Do you have a data velocity problem?
Evan Smith
Technical Content Manager
Starburst Data
Evan Smith
Technical Content Manager
Starburst Data


Share
More deployment options
We all know that the volume of data is increasing. In fact, information collected by IDC and Statista shows the total amount of data in the world growing to 394 zettabytes—over double current rates—by 2028. But it isn’t just the size of data that’s increasing; it’s also the velocity of that data. To understand how that issue impacts big data analytics, it’s worth diving directly into the question of data velocity.
How did we get here?
Rapid growth is taxing existing data management systems, which were not built to handle current data volumes or data velocities. This deficiency can cause problems. First, it can cause decaying query performance as your infrastructure struggles to address your datasets‘ size and speed. As a result, your team may spend more and more money on compute just to keep query, update, and delete operations within acceptable thresholds.
In this article, we’ll examine the two types of data velocity issues, how to distinguish them, and the best data architecture for achieving the performance you need.
What is data velocity?
Data velocity describes the speed at which data is generated, updated, or deleted. It’s an important term and one of the five Big V fundamentals of data that drive data complexity.

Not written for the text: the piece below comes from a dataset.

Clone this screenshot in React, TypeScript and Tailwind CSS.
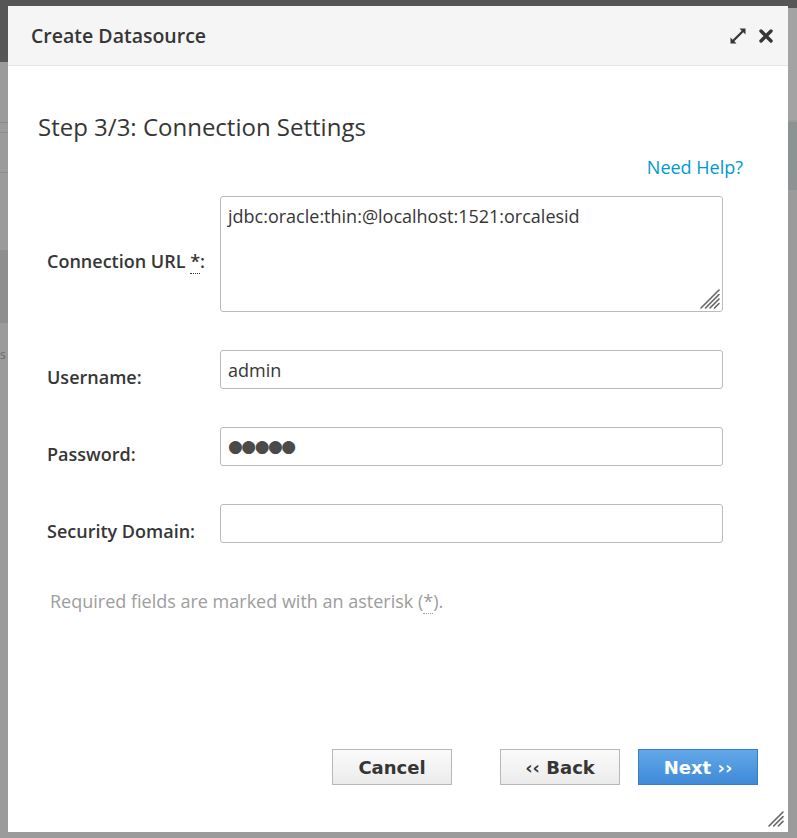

Data velocity and data growth quickly grow as businesses move towards a data-driven decision-making culture. This is especially true as companies onboard support for real-time scenarios.

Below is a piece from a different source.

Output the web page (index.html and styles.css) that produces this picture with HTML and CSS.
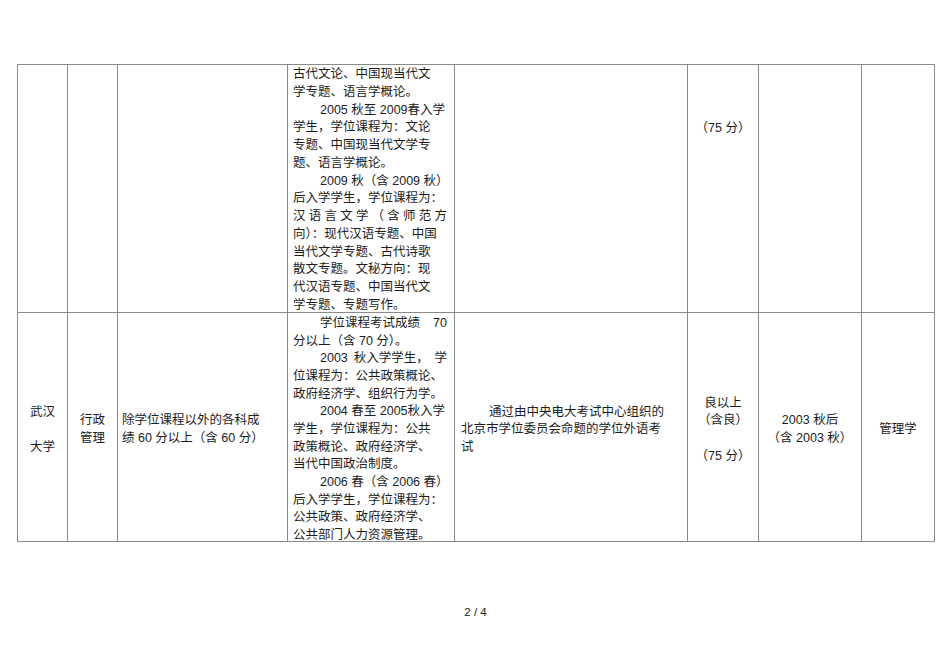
FILE: index.html
```html
<!DOCTYPE html>
<html lang="zh">
<head>
<meta charset="utf-8">
<link rel="stylesheet" href="styles.css">
</head>
<body>
<div class="page">
<table class="grid">
<colgroup>
<col class="c1"><col class="c2"><col class="c3"><col class="c4"><col class="c5"><col class="c6"><col class="c7"><col class="c8">
</colgroup>
<tr class="r1">
<td></td>
<td></td>
<td></td>
<td class="courses top">
<div class="body b1">
<div class="ln">古代文论、中国现当代文</div>
<div class="ln">学专题、语言学概论。</div>
<div class="ln in">2005 秋至 2009春入学</div>
<div class="ln">学生，学位课程为：文论</div>
<div class="ln">专题、中国现当代文学专</div>
<div class="ln">题、语言学概论。</div>
<div class="ln in">2009 秋（含 2009 秋）</div>
<div class="ln">后入学学生，学位课程为：</div>
<div class="ln j">汉语言文学（含师范方</div>
<div class="ln">向）：现代汉语专题、中国</div>
<div class="ln">当代文学专题、古代诗歌</div>
<div class="ln">散文专题。文秘方向：现</div>
<div class="ln">代汉语专题、中国当代文</div>
<div class="ln">学专题、专题写作。</div>
</div>
</td>
<td></td>
<td class="center score-top"><div class="ln">（75 分）</div></td>
<td></td>
<td></td>
</tr>
<tr class="r2">
<td class="center mid"><div class="ln">武汉</div><div class="ln">&nbsp;</div><div class="ln">大学</div></td>
<td class="center mid"><div class="ln">行政</div><div class="ln">管理</div></td>
<td class="left mid"><div class="ln">除学位课程以外的各科成</div><div class="ln">绩 60 分以上（含 60 分）</div></td>
<td class="courses top">
<div class="body b2">
<div class="ln in spread"><span>学位课程考试成绩</span><span>70</span></div>
<div class="ln">分以上（含 70 分）。</div>
<div class="ln in spread"><span>2003</span><span>秋入学学生，</span><span>学</span></div>
<div class="ln">位课程为：公共政策概论、</div>
<div class="ln">政府经济学、组织行为学。</div>
<div class="ln in">2004 春至 2005秋入学</div>
<div class="ln">学生，学位课程为：公共</div>
<div class="ln">政策概论、政府经济学、</div>
<div class="ln">当代中国政治制度。</div>
<div class="ln in">2006 春（含 2006 春）</div>
<div class="ln">后入学学生，学位课程为：</div>
<div class="ln">公共政策、政府经济学、</div>
<div class="ln">公共部门人力资源管理。</div>
</div>
</td>
<td class="left exam mid"><div class="ln in2">通过由中央电大考试中心组织的</div><div class="ln">北京市学位委员会命题的学位外语考</div><div class="ln">试</div></td>
<td class="center mid"><div class="ln">良以上</div><div class="ln">（含良）</div><div class="ln">&nbsp;</div><div class="ln">（75 分）</div></td>
<td class="center mid"><div class="ln">2003 秋后</div><div class="ln">（含 2003 秋）</div></td>
<td class="center mid"><div class="ln">管理学</div></td>
</tr>
</table>
<div class="pageno">2 / 4</div>
</div>
</body>
</html>
```
FILE: styles.css
```css
html, body {
  margin: 0;
  padding: 0;
  background: #ffffff;
}
body {
  font-family: "Liberation Sans", "Noto Sans CJK SC", sans-serif;
  color: #1c1c1c;
  font-size: 12.5px;
}
.page {
  width: 950px;
  height: 672px;
  padding: 64px 0 0 17px;
  box-sizing: border-box;
}
.grid {
  border-collapse: collapse;
  table-layout: fixed;
  width: 917px;
}
.grid td {
  border: 1px solid #8a8a8a;
  padding: 0 5px;
  vertical-align: middle;
  line-height: 17.6px;
  overflow: visible;
}
.c1 { width: 50px; }
.c2 { width: 50px; }
.c3 { width: 170px; }
.c4 { width: 167px; }
.c5 { width: 233px; }
.c6 { width: 71px; }
.c7 { width: 103px; }
.c8 { width: 73px; }
.r1 { height: 248px; }
.r2 { height: 229px; }
.ln {
  white-space: nowrap;
}
.grid td.courses {
  padding: 0 7px 0 5px;
}
.grid td.top {
  vertical-align: top;
}
.body.b1 {
  line-height: 17.77px;
  margin-top: 1px;
  margin-bottom: -8px;
}
.body.b2 {
  line-height: 17.67px;
  margin-top: 2px;
  margin-bottom: -10px;
}
.grid td.mid {
  padding-top: 6px;
}
.in {
  padding-left: 27px;
}
.in2 {
  padding-left: 28px;
}
.j {
  white-space: normal;
  text-align: justify;
  text-align-last: justify;
}
.spread {
  display: flex;
  justify-content: space-between;
}
.center {
  text-align: center;
}
.left {
  text-align: left;
}
.grid td.left {
  padding-left: 4px;
}
.grid td.exam {
  padding-left: 6px;
}
.grid td.score-top {
  vertical-align: top;
  padding-top: 55px;
}
.pageno {
  margin-top: 63px;
  width: 917px;
  text-align: center;
  font-size: 11.5px;
  line-height: 14px;
  color: #222;
}
```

How capturing high-speed data helps your business
For example, you may want to build a social media sentiment analysis engine, analyzing public conversations discussing your company’s product and judging whether they’re positive or negative. This is a sizable undertaking. In any given minute, Facebook users post 293,000 status updates and 510,000 comments. Meanwhile, on YouTube, users watch 4,146,600 videos every minute. Moreover, this data is updated constantly. It’s an evolving landscape that only gets more complex with time. Handling this firehose of data requires having systems that can capture, store, and analyze data at a torrential rate.
Similarly, you may want to capture data from Internet of Things (IoT) devices to perform activities such as detecting anomalies and ensuring production safety in manufacturing equipment. To succeed, you’ll need to collect a constant stream of data from hundreds or thousands of sensors and analyze all of it using algorithms to determine if the devices are operating normally.

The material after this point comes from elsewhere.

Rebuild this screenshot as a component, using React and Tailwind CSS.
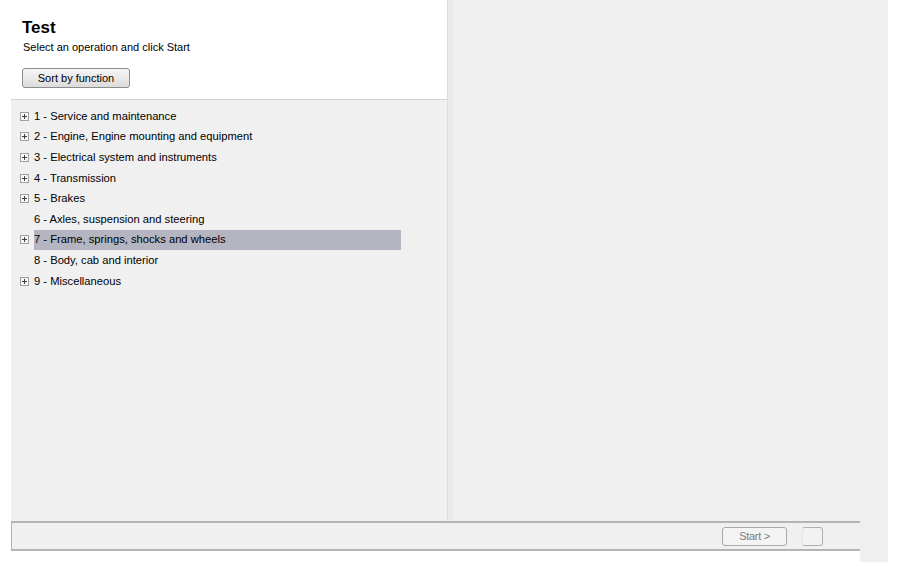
import React from "react";

const items = [
  { label: "1 - Service and maintenance", exp: true },
  { label: "2 - Engine, Engine mounting and equipment", exp: true },
  { label: "3 - Electrical system and instruments", exp: true },
  { label: "4 - Transmission", exp: true },
  { label: "5 - Brakes", exp: true },
  { label: "6 - Axles, suspension and steering", exp: false },
  { label: "7 - Frame, springs, shocks and wheels", exp: true, sel: true },
  { label: "8 - Body, cab and interior", exp: false },
  { label: "9 - Miscellaneous", exp: true },
];

function PlusBox() {
  return (
    <svg width="9" height="9" viewBox="0 0 9 9" className="block">
      <rect x="0.5" y="0.5" width="8" height="8" fill="#f7f7f7" stroke="#a0a0a0" />
      <line x1="2" y1="4.5" x2="7" y2="4.5" stroke="#404040" />
      <line x1="4.5" y1="2" x2="4.5" y2="7" stroke="#404040" />
    </svg>
  );
}

export default function App() {
  return (
    <div
      className="w-[900px] h-[562px] bg-white flex flex-col overflow-hidden text-black"
      style={{ fontFamily: '"Liberation Sans", Arial, sans-serif' }}
    >
      <div className="flex h-[521px]">
        <div className="w-[447px] flex flex-col">
          <div className="h-[99px] bg-white pl-[22px] pt-[18px]">
            <div className="text-[17px] font-bold leading-[20px]">Test</div>
            <div className="text-[11px] leading-[13px] mt-[3px] pl-[1px]">Select an operation and click Start</div>
            <button className="mt-[14px] w-[108px] h-[20px] border border-[#8c8c8c] rounded-[3px] bg-gradient-to-b from-[#f6f6f6] to-[#dcdcdc] text-[11px] leading-[18px] text-black">
              Sort by function
            </button>
          </div>
          <div className="flex-1 ml-[11px] bg-[#f0f0f0] border-t border-[#d4d4d4] pt-[6px]">
            {items.map((it) => (
              <div key={it.label} className="flex items-center h-[20.6px]">
                <div className="w-[23px] flex justify-start pl-[9px]">
                  {it.exp ? <PlusBox /> : null}
                </div>
                <div
                  className={
                    "h-full flex items-center text-[11.2px] w-[367px] " +
                    (it.sel ? "bg-[#b4b5c1]" : "")
                  }
                >
                  {it.label}
                </div>
              </div>
            ))}
          </div>
        </div>
        <div className="w-[6px] bg-[#e9e9ee] border-l border-[#dcdcdc]" />
        <div className="w-[435px] bg-[#efefef]" />
        <div className="flex-1 bg-white" />
      </div>
      <div className="flex h-[41px]">
        <div className="w-[860px] bg-white">
          <div className="ml-[11px] h-[30px] bg-[#f0f0f0] border-t-2 border-b-2 border-l border-[#b4b4b4] flex items-center justify-end pr-[37px]">
            <button className="w-[65px] h-[19px] border border-[#a8a8a8] rounded-[3px] bg-[#f4f4f4] text-[11px] leading-[17px] text-[#7c7c7c] tracking-[-0.3px]">
              Start &gt;
            </button>
            <div className="ml-[15px] w-[21px] h-[19px] border border-[#b0b0b0] border-l-[#e4e4e4] rounded-[3px] bg-[#f2f2f2]" />
          </div>
        </div>
        <div className="w-[28px] bg-[#efefef]" />
        <div className="flex-1 bg-white" />
      </div>
    </div>
  );
}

Why you might have a data velocity problem
In the past, solutions like data warehouses were built on the assumption that datasets would change infrequently—both in structure and in the underlying data itself. Often, in the early days of data, this was true. Data rarely changed its schema, and updates and deletions to records occurred predictably. These systems were built to support reporting use cases. In these scenarios, the incoming data only had to be updated periodically through batch ingestion at a regular cadence–typically once a day, week, or month.
All of this has changed with modern datasets, which use new data sources that operate at high velocity and unprecedented scale. To make matters worse, teams often use the same architecture they built for reporting to handle this new data landscape. Many of these are write-heavy, involving high-velocity and real-time data, and these systems often can’t keep up.
The results in one of two issues:
- Your data velocity is too slow
- Your data velocity is too fast
Let’s look at these scenarios one by one.
Your data velocity is too slow
In this case, your system is largely used to handling one type of data: highly structured data stored in a data warehousing solution like Snowflake, Amazon Redshift, or Hadoop. This often prevents you from even considering real-time scenarios because you have no efficient way to capture and store the data – which keeps you stuck in the world of “slow” data.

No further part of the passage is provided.